- _MATERIALS PROVIDED_
===

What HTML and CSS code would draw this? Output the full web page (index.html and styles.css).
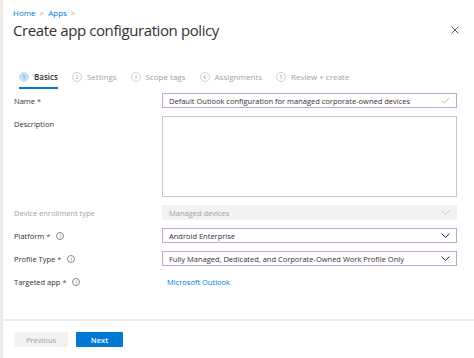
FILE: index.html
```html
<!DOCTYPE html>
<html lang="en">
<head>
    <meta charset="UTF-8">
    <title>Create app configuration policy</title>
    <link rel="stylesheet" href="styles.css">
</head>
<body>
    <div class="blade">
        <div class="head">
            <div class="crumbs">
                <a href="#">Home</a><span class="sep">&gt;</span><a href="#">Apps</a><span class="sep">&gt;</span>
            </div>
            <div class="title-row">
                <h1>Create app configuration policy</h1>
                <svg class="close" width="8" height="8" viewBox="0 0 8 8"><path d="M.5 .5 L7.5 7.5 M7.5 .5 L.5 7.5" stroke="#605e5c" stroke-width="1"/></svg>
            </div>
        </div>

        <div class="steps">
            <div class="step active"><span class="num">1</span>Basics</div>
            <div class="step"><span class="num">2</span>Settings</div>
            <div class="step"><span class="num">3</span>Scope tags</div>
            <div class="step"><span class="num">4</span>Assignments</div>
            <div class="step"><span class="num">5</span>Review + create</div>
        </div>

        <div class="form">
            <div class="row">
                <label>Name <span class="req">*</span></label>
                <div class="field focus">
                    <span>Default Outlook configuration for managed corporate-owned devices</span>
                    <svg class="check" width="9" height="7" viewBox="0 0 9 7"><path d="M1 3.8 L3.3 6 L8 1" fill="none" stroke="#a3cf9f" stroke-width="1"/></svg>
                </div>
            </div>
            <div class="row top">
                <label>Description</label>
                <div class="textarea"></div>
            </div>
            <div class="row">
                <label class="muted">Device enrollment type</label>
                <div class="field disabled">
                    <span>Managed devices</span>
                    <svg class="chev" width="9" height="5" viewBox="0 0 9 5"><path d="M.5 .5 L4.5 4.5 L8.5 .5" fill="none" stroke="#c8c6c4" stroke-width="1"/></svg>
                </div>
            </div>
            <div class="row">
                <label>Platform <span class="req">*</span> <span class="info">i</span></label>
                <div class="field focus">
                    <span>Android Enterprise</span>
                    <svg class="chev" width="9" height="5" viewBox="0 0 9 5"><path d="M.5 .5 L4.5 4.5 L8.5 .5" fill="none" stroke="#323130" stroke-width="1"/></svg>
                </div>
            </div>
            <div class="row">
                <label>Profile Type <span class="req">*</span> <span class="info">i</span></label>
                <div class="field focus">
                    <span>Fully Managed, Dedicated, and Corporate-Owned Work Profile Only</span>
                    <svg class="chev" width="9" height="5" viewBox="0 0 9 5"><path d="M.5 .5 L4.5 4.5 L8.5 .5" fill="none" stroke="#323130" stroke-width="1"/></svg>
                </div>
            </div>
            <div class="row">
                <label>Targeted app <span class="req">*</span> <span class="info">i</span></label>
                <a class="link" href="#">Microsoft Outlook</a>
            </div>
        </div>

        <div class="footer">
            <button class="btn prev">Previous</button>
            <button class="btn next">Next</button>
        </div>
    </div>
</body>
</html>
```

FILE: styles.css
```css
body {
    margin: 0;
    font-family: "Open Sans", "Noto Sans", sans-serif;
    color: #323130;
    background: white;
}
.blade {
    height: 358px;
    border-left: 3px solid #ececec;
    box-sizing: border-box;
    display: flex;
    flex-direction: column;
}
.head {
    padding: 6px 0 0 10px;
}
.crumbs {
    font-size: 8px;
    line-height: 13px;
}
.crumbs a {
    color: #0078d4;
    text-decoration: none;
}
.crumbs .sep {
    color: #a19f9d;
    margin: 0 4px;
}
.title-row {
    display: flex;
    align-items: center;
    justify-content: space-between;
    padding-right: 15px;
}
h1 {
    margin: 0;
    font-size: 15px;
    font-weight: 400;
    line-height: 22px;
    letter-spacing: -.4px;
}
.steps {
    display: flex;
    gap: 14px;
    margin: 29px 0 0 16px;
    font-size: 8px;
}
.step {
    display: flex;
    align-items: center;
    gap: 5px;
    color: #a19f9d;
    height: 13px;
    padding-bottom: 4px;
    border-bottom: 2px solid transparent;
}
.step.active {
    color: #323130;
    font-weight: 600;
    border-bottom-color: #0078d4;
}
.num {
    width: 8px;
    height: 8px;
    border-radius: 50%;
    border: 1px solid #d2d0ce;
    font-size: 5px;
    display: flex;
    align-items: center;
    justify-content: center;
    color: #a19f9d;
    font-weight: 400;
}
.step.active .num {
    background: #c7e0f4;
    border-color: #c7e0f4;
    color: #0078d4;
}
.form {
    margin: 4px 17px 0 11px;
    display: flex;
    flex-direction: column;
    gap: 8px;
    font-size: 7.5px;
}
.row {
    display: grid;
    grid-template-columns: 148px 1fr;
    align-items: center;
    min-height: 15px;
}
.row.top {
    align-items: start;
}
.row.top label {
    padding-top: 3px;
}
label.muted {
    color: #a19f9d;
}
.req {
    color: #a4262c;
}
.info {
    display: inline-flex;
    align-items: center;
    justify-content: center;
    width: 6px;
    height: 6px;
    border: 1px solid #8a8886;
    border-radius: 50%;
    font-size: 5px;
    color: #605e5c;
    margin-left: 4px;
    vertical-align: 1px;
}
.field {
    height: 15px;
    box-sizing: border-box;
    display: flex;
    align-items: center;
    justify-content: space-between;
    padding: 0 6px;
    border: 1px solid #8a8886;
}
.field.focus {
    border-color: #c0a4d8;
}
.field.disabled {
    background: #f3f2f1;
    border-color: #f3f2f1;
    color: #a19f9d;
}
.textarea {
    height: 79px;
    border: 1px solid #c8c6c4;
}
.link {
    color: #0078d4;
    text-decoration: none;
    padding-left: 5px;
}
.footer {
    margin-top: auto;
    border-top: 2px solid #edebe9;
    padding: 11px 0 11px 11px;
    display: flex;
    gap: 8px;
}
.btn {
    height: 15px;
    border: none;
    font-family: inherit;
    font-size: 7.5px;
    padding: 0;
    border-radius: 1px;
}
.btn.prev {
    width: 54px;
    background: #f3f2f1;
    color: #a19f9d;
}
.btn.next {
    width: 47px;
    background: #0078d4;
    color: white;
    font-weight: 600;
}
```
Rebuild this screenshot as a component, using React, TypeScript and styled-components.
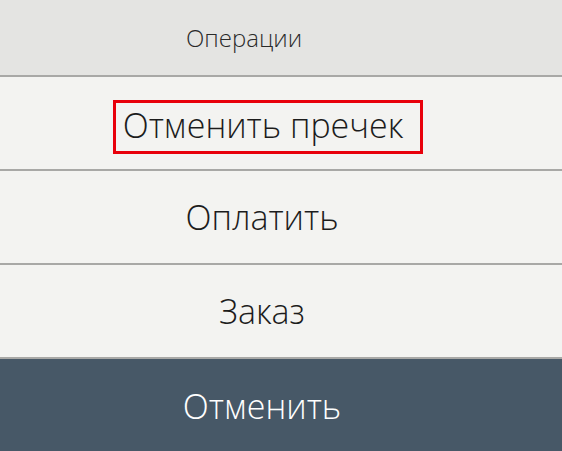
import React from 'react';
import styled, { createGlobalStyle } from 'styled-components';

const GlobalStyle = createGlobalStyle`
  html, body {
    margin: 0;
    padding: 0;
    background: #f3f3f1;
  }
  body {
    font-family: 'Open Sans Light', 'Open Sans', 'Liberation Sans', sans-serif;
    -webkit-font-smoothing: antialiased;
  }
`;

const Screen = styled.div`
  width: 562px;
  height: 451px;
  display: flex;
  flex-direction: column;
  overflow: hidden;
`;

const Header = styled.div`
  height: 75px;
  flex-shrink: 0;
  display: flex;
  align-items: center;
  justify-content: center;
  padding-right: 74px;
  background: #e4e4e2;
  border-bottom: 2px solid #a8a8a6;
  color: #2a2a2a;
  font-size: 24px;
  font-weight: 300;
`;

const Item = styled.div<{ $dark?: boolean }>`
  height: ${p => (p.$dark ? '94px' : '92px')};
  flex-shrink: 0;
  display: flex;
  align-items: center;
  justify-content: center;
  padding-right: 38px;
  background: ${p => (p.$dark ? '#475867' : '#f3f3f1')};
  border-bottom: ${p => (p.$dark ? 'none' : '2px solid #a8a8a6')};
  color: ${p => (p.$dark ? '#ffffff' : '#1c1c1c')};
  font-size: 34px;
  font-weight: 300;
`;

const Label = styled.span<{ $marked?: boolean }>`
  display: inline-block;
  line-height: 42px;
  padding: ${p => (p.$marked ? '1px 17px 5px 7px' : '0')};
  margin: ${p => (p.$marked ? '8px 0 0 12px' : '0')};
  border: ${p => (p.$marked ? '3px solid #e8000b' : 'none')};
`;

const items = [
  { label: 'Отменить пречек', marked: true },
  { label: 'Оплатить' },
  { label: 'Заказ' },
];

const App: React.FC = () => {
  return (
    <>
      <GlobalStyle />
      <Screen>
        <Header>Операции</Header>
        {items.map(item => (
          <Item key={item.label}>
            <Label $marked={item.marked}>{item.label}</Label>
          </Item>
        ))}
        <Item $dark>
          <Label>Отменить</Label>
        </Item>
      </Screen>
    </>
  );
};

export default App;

===

- _TASK STATEMENT_
Identify and copy the lines holding the word "styles".

- _WRITTEN RESPONSE_
What HTML and CSS code would draw this? Output the full web page (index.html and styles.css).
    <link rel="stylesheet" href="styles.css">
FILE: styles.css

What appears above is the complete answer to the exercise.